Анархия, установившаяся во Франции после битвы при Пуатье, привела к ненависти простого народа к людям, поправлявшим свои дела силой оружия, и в народе одинаково поносили как безродных разбойников, так и промышлявших разбоем рыцарей; а вот в великосветской среде к таким людям относились по-разному, и не все их осуждали. «Молодой, храбрый и привлекательный» Эсташ д’Обресикур, рыцарь из Эно, участвовавший на стороне англичан в битве при Пуатье, с установлением перемирия превратился в разбойника и добился таких успехов, что завоевал любовь Изабеллы, овдовевшей графини Кентской, племянницы английской королевы и уроженки Эно, как и он сам. Она засыпала Эсташа подарками и любовными письмами, вдохновлявшими его на новые «подвиги». Он захватил Шампань и часть Пикардии, но затем его взяли в плен французские рыцари, сумевшие наконец-то объединиться, чтобы дать отпор дерзостному разбойнику. Заплатив огромный выкуп в двадцать две тысячи франков, д’Обресикур, чтобы поправить пошатнувшееся положение, вернулся к прежним занятиям, возглавил отряд в две тысячи человек, а затем принялся продавать захваченные им замки прежним владельцам. Эти действия отнюдь не уронили его в глазах прекрасной графини, и он женился на Изабелле.

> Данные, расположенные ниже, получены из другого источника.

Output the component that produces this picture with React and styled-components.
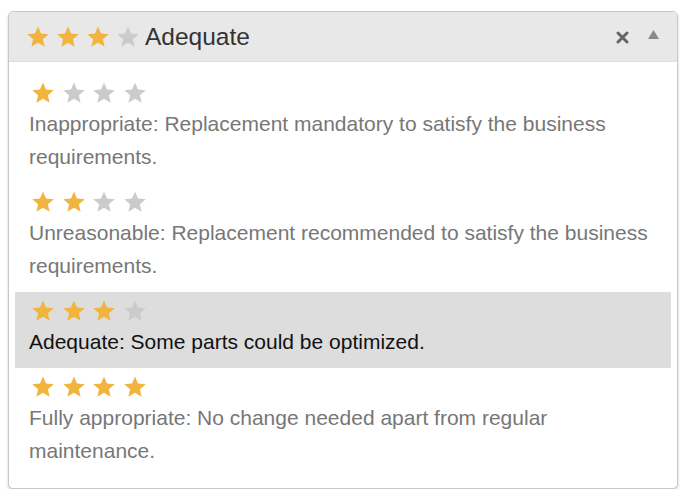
import React from "react";
import styled, { createGlobalStyle } from "styled-components";

const GlobalStyle = createGlobalStyle`
  html, body {
    margin: 0;
    padding: 0;
    background: #fff;
    font-family: "Liberation Sans", Arial, sans-serif;
  }
`;

const Page = styled.div`
  padding: 11px 0 0 8px;
`;

const Panel = styled.div`
  width: 670px;
  box-sizing: border-box;
  border: 1px solid #c8c8c8;
  border-radius: 5px;
  box-shadow: 0 2px 3px rgba(0, 0, 0, 0.18);
  background: #fff;
  overflow: hidden;
`;

const Header = styled.div`
  height: 49px;
  display: flex;
  align-items: center;
  padding: 0 0 0 18px;
  background: #e8e8e8;
  border-bottom: 1px solid #e0e0e0;
`;

const Stars = styled.div`
  display: flex;
  align-items: center;
  gap: ${(p) => p.$gap}px;
`;

const Selected = styled.span`
  margin-left: 6px;
  font-size: 24.5px;
  color: #333;
  flex: 1;
`;

const IconButton = styled.span`
  display: flex;
  align-items: center;
  justify-content: center;
  width: ${(p) => p.$w}px;
  margin-top: ${(p) => p.$mt || 0}px;
`;

const List = styled.ul`
  list-style: none;
  margin: 0;
  padding: 12px 6px 11px 6px;
`;

const Item = styled.li`
  padding: 4px 14px 10px 14px;
  background: ${(p) => (p.$active ? "#dddddd" : "transparent")};
`;

const StarRow = styled.div`
  height: 29px;
  display: flex;
  align-items: center;
  padding-left: 3px;
`;

const Desc = styled.div`
  font-size: 21px;
  line-height: 33px;
  color: ${(p) => (p.$active ? "#111" : "#777")};
`;

const GOLD = "#f0b43f";
const GREY = "#cbcbcb";

function Star({ size, on }) {
  return (
    <svg width={size} height={size} viewBox="0 0 24 24">
      <polygon
        points="12,0.5 15.29,8.27 23.7,9 17.33,14.53 19.23,22.75 12,18.4 4.77,22.75 6.67,14.53 0.3,9 8.71,8.27"
        fill={on ? GOLD : GREY}
      />
    </svg>
  );
}

function Rating({ value, size, gap }) {
  return (
    <Stars $gap={gap}>
      {[1, 2, 3, 4].map((n) => (
        <Star key={n} size={size} on={n <= value} />
      ))}
    </Stars>
  );
}

const options = [
  { value: 1, text: "Inappropriate: Replacement mandatory to satisfy the business requirements." },
  { value: 2, text: "Unreasonable: Replacement recommended to satisfy the business requirements." },
  { value: 3, text: "Adequate: Some parts could be optimized." },
  { value: 4, text: "Fully appropriate: No change needed apart from regular maintenance." },
];

export default function App() {
  const current = 3;
  return (
    <Page>
      <GlobalStyle />
      <Panel>
        <Header>
          <Rating value={current} size={22} gap={8} />
          <Selected>Adequate</Selected>
          <IconButton $w={14} $mt={2}>
            <svg width="13" height="13" viewBox="0 0 13 13">
              <path d="M2 2 L11 11 M11 2 L2 11" stroke="#666" strokeWidth="3" strokeLinecap="round" />
            </svg>
          </IconButton>
          <IconButton $w={48} $mt={-5}>
            <svg width="11" height="9" viewBox="0 0 11 9">
              <polygon points="5.5,0 11,9 0,9" fill="#888" />
            </svg>
          </IconButton>
        </Header>
        <List>
          {options.map((o) => (
            <Item key={o.value} $active={o.value === current}>
              <StarRow>
                <Rating value={o.value} size={22} gap={8.7} />
              </StarRow>
              <Desc $active={o.value === current}>{o.text}</Desc>
            </Item>
          ))}
        </List>
      </Panel>
    </Page>
  );
}
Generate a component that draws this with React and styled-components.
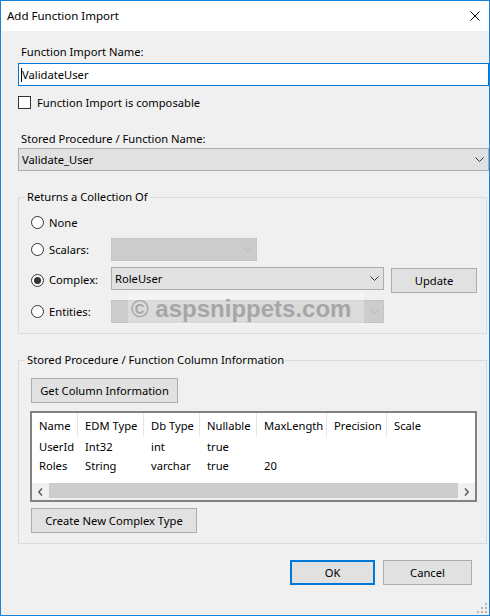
import React from "react";
import styled, { createGlobalStyle } from "styled-components";

const GlobalStyle = createGlobalStyle`
  html, body {
    margin: 0;
    padding: 0;
    background: #fff;
  }
  body {
    font-family: "Noto Sans", sans-serif;
    font-size: 11.2px;
    color: #000;
  }
`;

const Window = styled.div`
  position: relative;
  width: 490px;
  height: 616px;
  box-sizing: border-box;
  border: 1px solid #1883d7;
  background: #f0f0f0;
  display: flex;
  flex-direction: column;
`;

const TitleBar = styled.div`
  height: 30px;
  flex-shrink: 0;
  background: #fff;
  display: flex;
  align-items: center;
  justify-content: space-between;
  padding: 0 9px 0 6px;
`;

const Title = styled.span`
  font-size: 11.5px;
  line-height: 16px;
`;

const Body = styled.div`
  display: flex;
  flex-direction: column;
  align-items: flex-start;
  padding: 13px 0 0 17px;
`;

const FieldLabel = styled.div`
  margin-top: ${(p) => p.$mt || 0}px;
  margin-left: 3px;
  line-height: 16px;
`;

const TextBox = styled.div`
  margin-top: 3px;
  width: 471px;
  height: 23px;
  box-sizing: border-box;
  border: 1px solid #0078d7;
  background: #fff;
  display: flex;
  align-items: center;
  padding-left: 2px;
`;

const Caret = styled.span`
  width: 1px;
  height: 14px;
  background: #000;
`;

const CheckRow = styled.label`
  margin-top: 8px;
  height: 16px;
  display: flex;
  align-items: center;
  gap: 6px;
`;

const CheckBox = styled.span`
  width: 13px;
  height: 13px;
  box-sizing: border-box;
  border: 1px solid #333;
  background: #fff;
`;

const Combo = styled.div`
  margin-top: ${(p) => p.$mt || 0}px;
  width: ${(p) => p.$width}px;
  height: 23px;
  flex-shrink: 0;
  box-sizing: border-box;
  border: 1px solid ${(p) => (p.$disabled ? "#c4c4c4" : "#adadad")};
  background: ${(p) => (p.$disabled ? "#cccccc" : "#e1e1e1")};
  color: ${(p) => (p.$disabled ? "#6d6d6d" : "#000")};
  display: flex;
  align-items: center;
  justify-content: space-between;
  padding: 0 4px 0 3px;
`;

const Group = styled.fieldset`
  margin: ${(p) => p.$mt}px 0 0 0;
  width: 469px;
  min-width: 0;
  box-sizing: border-box;
  border: 1px solid #dcdcdc;
  padding: ${(p) => p.$pt}px 0 ${(p) => p.$pb}px 6px;
`;

const Legend = styled.legend`
  padding: 0 2px;
  line-height: 16px;
`;

const GroupContent = styled.div`
  display: flex;
  flex-direction: column;
  align-items: flex-start;
  padding-left: 6px;
`;

const ChoiceRow = styled.div`
  margin-top: ${(p) => p.$mt || 0}px;
  height: ${(p) => p.$h || 23}px;
  display: flex;
  align-items: flex-start;
`;

const Choice = styled.label`
  width: 80px;
  align-self: center;
  display: flex;
  align-items: center;
  gap: 5px;
  line-height: 16px;
`;

const Radio = styled.span`
  width: 13px;
  height: 13px;
  box-sizing: border-box;
  border-radius: 50%;
  border: 1px solid #333;
  background: #fff;
  display: flex;
  align-items: center;
  justify-content: center;

  &::after {
    content: "";
    width: 7px;
    height: 7px;
    border-radius: 50%;
    background: ${(p) => (p.$checked ? "#333" : "transparent")};
  }
`;

const Button = styled.button`
  margin: ${(p) => p.$m || "0"};
  width: ${(p) => p.$width}px;
  height: 25px;
  box-sizing: border-box;
  padding: 0;
  border: ${(p) => (p.$default ? "2px solid #0078d7" : "1px solid #adadad")};
  background: #e1e1e1;
  font: inherit;
  color: #000;
  line-height: 16px;
`;

const ListView = styled.div`
  margin: 8px 0 0 -1px;
  width: 447px;
  height: 91px;
  box-sizing: border-box;
  border: 2px solid #828282;
  background: #fff;
  display: flex;
  flex-direction: column;
`;

const COLUMNS = "46px 66px 56px 57px 70px 60px 1fr";

const GridRow = styled.div`
  display: grid;
  grid-template-columns: ${COLUMNS};
  height: ${(p) => p.$h}px;
`;

const HeaderCell = styled.div`
  display: flex;
  align-items: center;
  padding-left: 7px;
  border-right: 1px solid ${(p) => (p.$last ? "transparent" : "#e5e5e5")};
`;

const Cell = styled.div`
  display: flex;
  align-items: center;
  padding-left: 7px;
`;

const Spacer = styled.div`
  flex: 1;
`;

const HScroll = styled.div`
  height: 17px;
  background: #f0f0f0;
  display: flex;
  align-items: stretch;
`;

const ScrollArrow = styled.div`
  width: 17px;
  display: flex;
  align-items: center;
  justify-content: center;
`;

const ScrollThumb = styled.div`
  flex: 1;
  margin: 0 0 2px;
  background: #cdcdcd;
`;

const Footer = styled.div`
  align-self: stretch;
  margin-top: 16px;
  padding-right: 17px;
  display: flex;
  justify-content: flex-end;
  gap: 8px;
`;

const Watermark = styled.div`
  position: absolute;
  left: 127px;
  top: 292px;
  width: 236px;
  height: 31px;
  box-sizing: border-box;
  padding-left: 3px;
  background: rgba(255, 255, 255, 0.3);
  color: #a6a6a6;
  font-family: "Liberation Sans", Arial, sans-serif;
  font-weight: bold;
  font-size: 24px;
  line-height: 31px;
  white-space: nowrap;
`;

const Grip = styled.svg`
  position: absolute;
  right: 1px;
  bottom: 1px;
`;

function Chevron({ color = "#333" }) {
  return (
    <svg width="9" height="5" viewBox="0 0 9 5">
      <polyline points="0.5,0.5 4.5,4.5 8.5,0.5" fill="none" stroke={color} strokeWidth="1" />
    </svg>
  );
}

function ArrowGlyph({ dir }) {
  const pts = dir === "left" ? "4,0.5 0.8,4 4,7.5" : "1,0.5 4.2,4 1,7.5";
  return (
    <svg width="5" height="8" viewBox="0 0 5 8">
      <polyline points={pts} fill="none" stroke="#606060" strokeWidth="1.6" />
    </svg>
  );
}

const headers = ["Name", "EDM Type", "Db Type", "Nullable", "MaxLength", "Precision", "Scale"];
const rows = [
  ["UserId", "Int32", "int", "true", "", "", ""],
  ["Roles", "String", "varchar", "true", "20", "", ""],
];

export default function App() {
  return (
    <>
      <GlobalStyle />
      <Window>
        <TitleBar>
          <Title>Add Function Import</Title>
          <svg width="10" height="10" viewBox="0 0 10 10">
            <path d="M0.5 0.5 L9.5 9.5 M9.5 0.5 L0.5 9.5" stroke="#000" strokeWidth="1" />
          </svg>
        </TitleBar>

        <Body>
          <FieldLabel>Function Import Name:</FieldLabel>
          <TextBox>
            <Caret />
            ValidateUser
          </TextBox>

          <CheckRow>
            <CheckBox />
            Function Import is composable
          </CheckRow>

          <FieldLabel $mt={21}>Stored Procedure / Function Name:</FieldLabel>
          <Combo $mt={1} $width={471}>
            Validate_User
            <Chevron />
          </Combo>

          <Group $mt={18} $pt={6} $pb={10}>
            <Legend>Returns a Collection Of</Legend>
            <GroupContent>
              <ChoiceRow>
                <Choice>
                  <Radio />
                  None
                </Choice>
              </ChoiceRow>
              <ChoiceRow $mt={4}>
                <Choice>
                  <Radio />
                  Scalars:
                </Choice>
                <Combo $width={146} $disabled>
                  <span />
                  <Chevron color="#b5b5b5" />
                </Combo>
              </ChoiceRow>
              <ChoiceRow $mt={6} $h={26}>
                <Choice>
                  <Radio $checked />
                  Complex:
                </Choice>
                <Combo $width={273}>
                  RoleUser
                  <Chevron />
                </Combo>
                <Button $width={86} $m="1px 0 0 7px">
                  Update
                </Button>
              </ChoiceRow>
              <ChoiceRow $mt={7}>
                <Choice>
                  <Radio />
                  Entities:
                </Choice>
                <Combo $width={273} $disabled>
                  <span />
                  <Chevron color="#b5b5b5" />
                </Combo>
              </ChoiceRow>
            </GroupContent>
          </Group>

          <Group $mt={18} $pt={10} $pb={10}>
            <Legend>Stored Procedure / Function Column Information</Legend>
            <GroupContent>
              <Button $width={147}>Get Column Information</Button>

              <ListView>
                <GridRow $h={24}>
                  {headers.map((h, i) => (
                    <HeaderCell key={h} $last={i === headers.length - 1}>
                      {h}
                    </HeaderCell>
                  ))}
                </GridRow>
                {rows.map((r) => (
                  <GridRow key={r[0]} $h={19}>
                    {r.map((v, i) => (
                      <Cell key={i}>{v}</Cell>
                    ))}
                  </GridRow>
                ))}
                <Spacer />
                <HScroll>
                  <ScrollArrow>
                    <ArrowGlyph dir="left" />
                  </ScrollArrow>
                  <ScrollThumb />
                  <ScrollArrow>
                    <ArrowGlyph dir="right" />
                  </ScrollArrow>
                </HScroll>
              </ListView>

              <Button $width={166} $m="6px 0 0 0">
                Create New Complex Type
              </Button>
            </GroupContent>
          </Group>

          <Footer>
            <Button $width={85} $default>
              OK
            </Button>
            <Button $width={89}>Cancel</Button>
          </Footer>
        </Body>

        <Watermark>© aspsnippets.com</Watermark>

        <Grip width="12" height="12" viewBox="0 0 12 12">
          {[
            [8, 0],
            [4, 4],
            [8, 4],
            [0, 8],
            [4, 8],
            [8, 8],
          ].map(([x, y]) => (
            <rect key={`${x}-${y}`} x={x + 1} y={y + 1} width="2" height="2" fill="#b8b8b8" />
          ))}
        </Grip>
      </Window>
    </>
  );
}
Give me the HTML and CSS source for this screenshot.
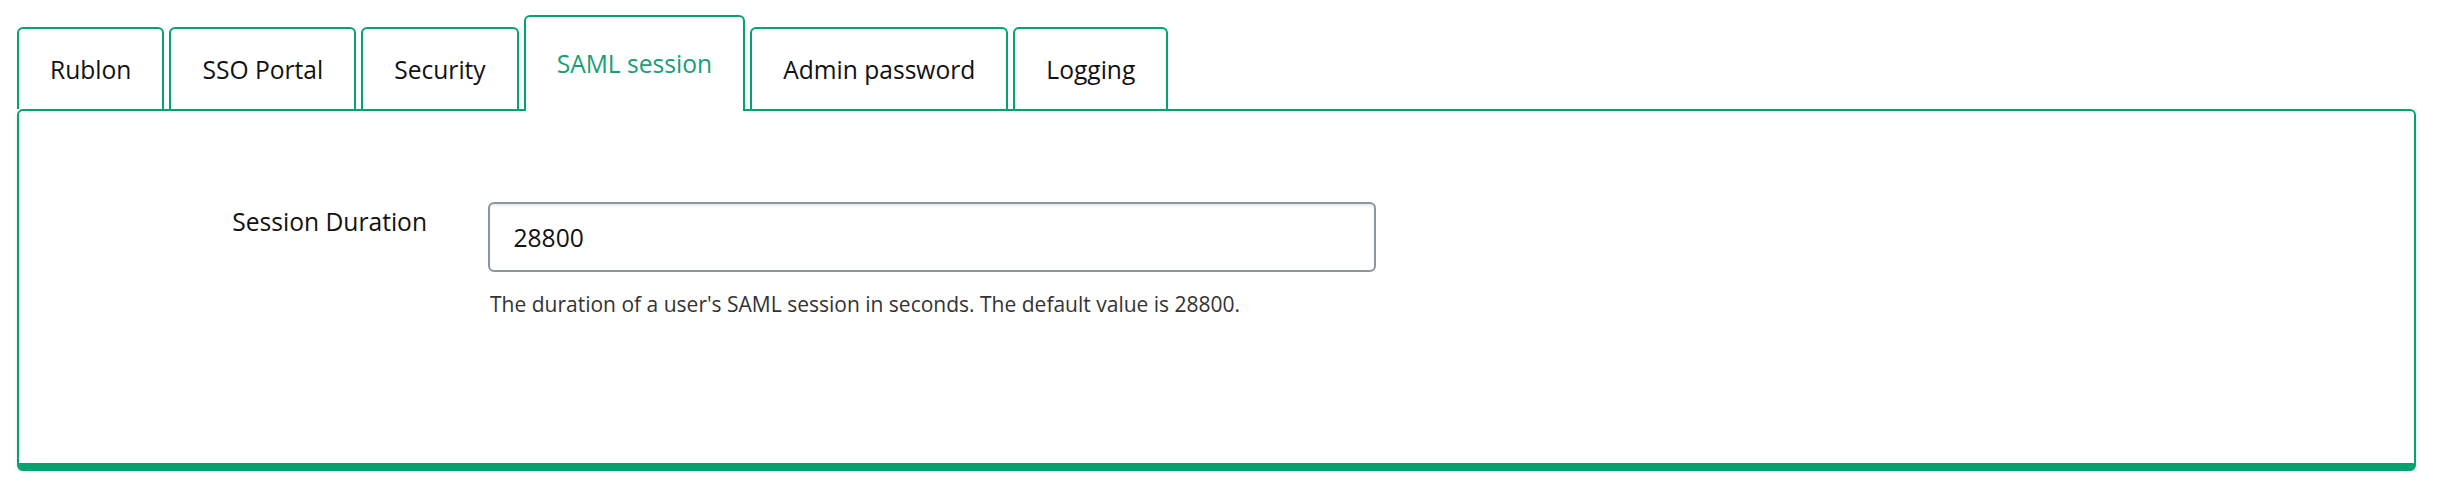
FILE: index.html
```html
<!DOCTYPE html>
<html lang="en">
<head>
<meta charset="utf-8">
<title>Settings</title>
<link rel="stylesheet" href="styles.css">
</head>
<body>
<div class="settings">
  <ul class="tabs">
    <li class="tab">Rublon</li>
    <li class="tab">SSO Portal</li>
    <li class="tab">Security</li>
    <li class="tab tab--active">SAML session</li>
    <li class="tab">Admin password</li>
    <li class="tab">Logging</li>
  </ul>
  <div class="panel">
    <div class="form-row">
      <label class="form-label" for="duration">Session Duration</label>
      <div class="form-field">
        <input class="form-input" id="duration" type="text" value="28800">
        <p class="form-help">The duration of a user's SAML session in seconds. The default value is 28800.</p>
      </div>
    </div>
  </div>
</div>
</body>
</html>
```

FILE: styles.css
```css
html, body {
  margin: 0;
  background: #ffffff;
}

body {
  font-family: "Open Sans", "Noto Sans", sans-serif;
  color: #111111;
}

.settings {
  padding: 15px 23px 0 17px;
}

.tabs {
  display: flex;
  align-items: flex-end;
  gap: 5px;
  list-style: none;
  margin: 0;
  padding: 0;
  position: relative;
  z-index: 1;
}

.tab {
  box-sizing: border-box;
  height: 82px;
  padding: 23.5px 31px 0;
  border: 2px solid #02a271;
  border-bottom: 0;
  border-radius: 6px 6px 0 0;
  background: #ffffff;
  font-size: 24.6px;
  line-height: 34px;
  color: #111111;
  white-space: nowrap;
}

.tab--active {
  height: 96px;
  padding-top: 29.7px;
  margin-bottom: -2px;
  color: #17a077;
}

.panel {
  box-sizing: border-box;
  height: 362px;
  padding-top: 91px;
  border: 2px solid #02a271;
  border-bottom-width: 8px;
  border-radius: 6px;
  background: #ffffff;
  box-shadow: 0 2px 3px rgba(0, 0, 0, 0.12);
}

.form-row {
  display: grid;
  grid-template-columns: 408px 888px;
  column-gap: 61px;
  align-items: start;
}

.form-label {
  display: block;
  padding-top: 3px;
  text-align: right;
  font-size: 24.6px;
  line-height: 34px;
  color: #111111;
}

.form-input {
  display: block;
  box-sizing: border-box;
  width: 100%;
  height: 70px;
  margin: 0;
  padding: 0 23.5px;
  border: 2px solid #8c969e;
  border-radius: 6px;
  background: #ffffff;
  box-shadow: inset 0 2px 2px rgba(0, 0, 0, 0.08);
  font-family: "Open Sans", "Noto Sans", sans-serif;
  font-size: 24.6px;
  color: #111111;
  outline: none;
}

.form-help {
  margin: 17px 0 0 2px;
  font-size: 21px;
  line-height: 30px;
  color: #333333;
}
```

В ответ на недовольство французов, непрерывно жаловавшихся на то, что английские отряды разбойников нарушают перемирие между странами, король Эдуард приказал расформировать эти отряды, но его указ ситуацию не исправил, да и сам король полагал, что пока с французами обсуждаются условия мирного договора, эти отряды оказывают на Францию благоприятное для переговоров давление. Кром того, Эдуард не хотел ссориться с Карлом Наваррским. Хотя тот все еще находился в тюрьме, его сторонники, включая брата Филиппа, действовали в интересах английской короны.
Для защиты от отрядов грабителей в деревнях строили укрепления из камней, окружали их рвами, а на колокольню таскали камни, чтобы бросать в налетчиков, и ставили на ней часовых, чтобы наблюдать за округой. «Церковные колокола теперь не созывают людей на молитву, а призывают спрятаться от разбойников». Крестьяне укрывались в разных местах, нередко в ближайшей церкви, а жившие у реки во время налета разбойников прятались на островах или в лодках, бросив якорь посередине реки. А жители Пикардии уходили в пещеры, вырытые в те времена, когда во Францию хлынули викинги.
Хронист Жан де Венет, рассказывая о бесчинствах разбойников, полагал, что причиной насилия, воцарившегося во Франции, являлась неспособность правительства организовать разбойничьим отрядам необходимый отпор. Де Венет писал свою хронику в шестидесятые годы XIV столетия, будучи в то время главой ордена кармелитов. Изъявляя солидарность с третьим сословием, он критиковал регента, «не принимавшего мер для исправления тяжкого положения», и надменных аристократов, «презиравших простолюдинов и даже не помышлявших о сотрудничестве с ними». Как считал де Венет, «аристократы грабят крестьян, присваивая себе плоды их труда, и никоим образом не защищают страну от внешних врагов». Кроме того, он полагал, что Генеральные Штаты прекратили работу из-за преднамеренных разногласий аристократов с третьим сословием. «С того времени, — писал де Венет, — во Франции воцарилась неразбериха, способная погубить государство».
В то же время некий бенедиктинский монах, возмущенный положением в государстве, выступил с полемическим заявлением «Грустный взгляд на незавидное положение французского королевства». Уязвленный тем, что король некогда гордой Франции был пленен «в самом сердце страны» и беспрепятственно препровожден на чужбину, этот монах критиковал военную подготовку французских рыцарей и задавал им неудобные вопросы: «Где вы учились военному делу? Кто наставлял вас? В чем заключалось ваше учение? Не воевали ли вы с врагом под знаменем любвеобильной Венеры, думая лишь о том, чтобы поскорее покинуть поле сражения и погрузиться в плотские наслаждения?..» Последний вопрос звучал так: «Можно ли научиться военному делу, тратя молодые годы на охоту и развлечения?» Монах также порицал простолюдинов, находящихся под каблуком у неразумных жен и помышляющих лишь о том, как набить свой живот. Обличал монах и священнослужителей — за недопустимую роскошь, алчность, распутство, зависть, чревоугодие. Монах сетовал, что добродетель утрачивается, пороки растут, честность изничтожается, милосердие исчезает, алчность распространяется, хаос усиливается, а порядок гибнет.
Но были ли сетования монаха просто традиционным монашеским обличением существовавших порядков в мире или выражением глубокого пессимизма, который начал распространяться во второй половине XIV столетия?